When the Church responds to this by essentially saying that a volunteer is not our employee and, therefore, not our problem, then we are seeing a total disconnect with what we are taught by Rome and our American bishops. Symbolic gestures such as a papal Mass in a youth prison are very nice, but it means nothing if the Church at the local level turns her back on someone, like Bob, who is guilty of nothing more than getting down in the trenches and doing the work that isn't being done by those who draw a paycheck and have the benefit of legal protection. And if the United States Conference of Catholic Bishops can issue a statement on ministry to those hurt by crime as beautiful and truthful as Responsibility, Rehabilitation, and Restoration, while the local diocese ignores the need for justice for one of their own volunteers for living this and doing it, then it is, sadly, not worth the paper upon which it is printed.

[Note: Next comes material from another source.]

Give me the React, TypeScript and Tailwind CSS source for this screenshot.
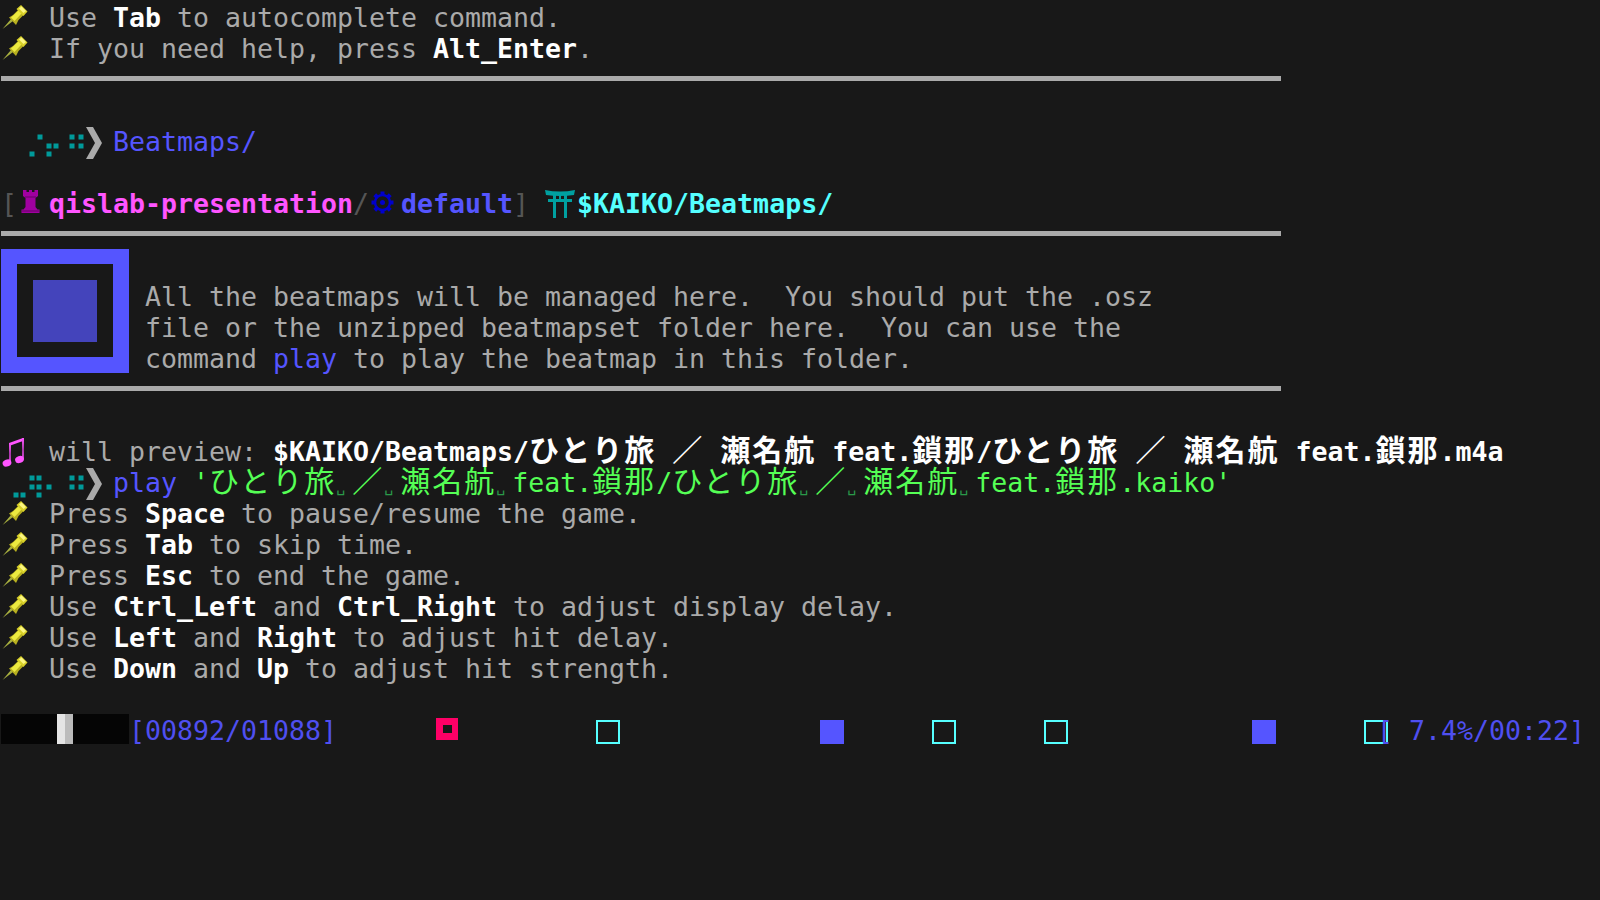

Thanks to Bob Roleke, I also work as an outreach volunteer for the Diocese of Lansing, and I am grateful for the opportunity to do so. As my brother in Christ and in ministry to the incarcerated, I stand in solidarity with him and offer him my support. My hope and my prayer is that the Church he loves and so selflessly serves will do likewise. While it is a tribute to Bob’s dedication and commitment to this ministry that, to use Paul's phrase, he now finds himself “crucified with Christ” because of it, his status as an unpaid volunteer should not give the Catholic Church license to claim no responsibility to him, and leave him twisting in the wind, simply because they can legally claim the right to do so.

And, indeed, who should know this better?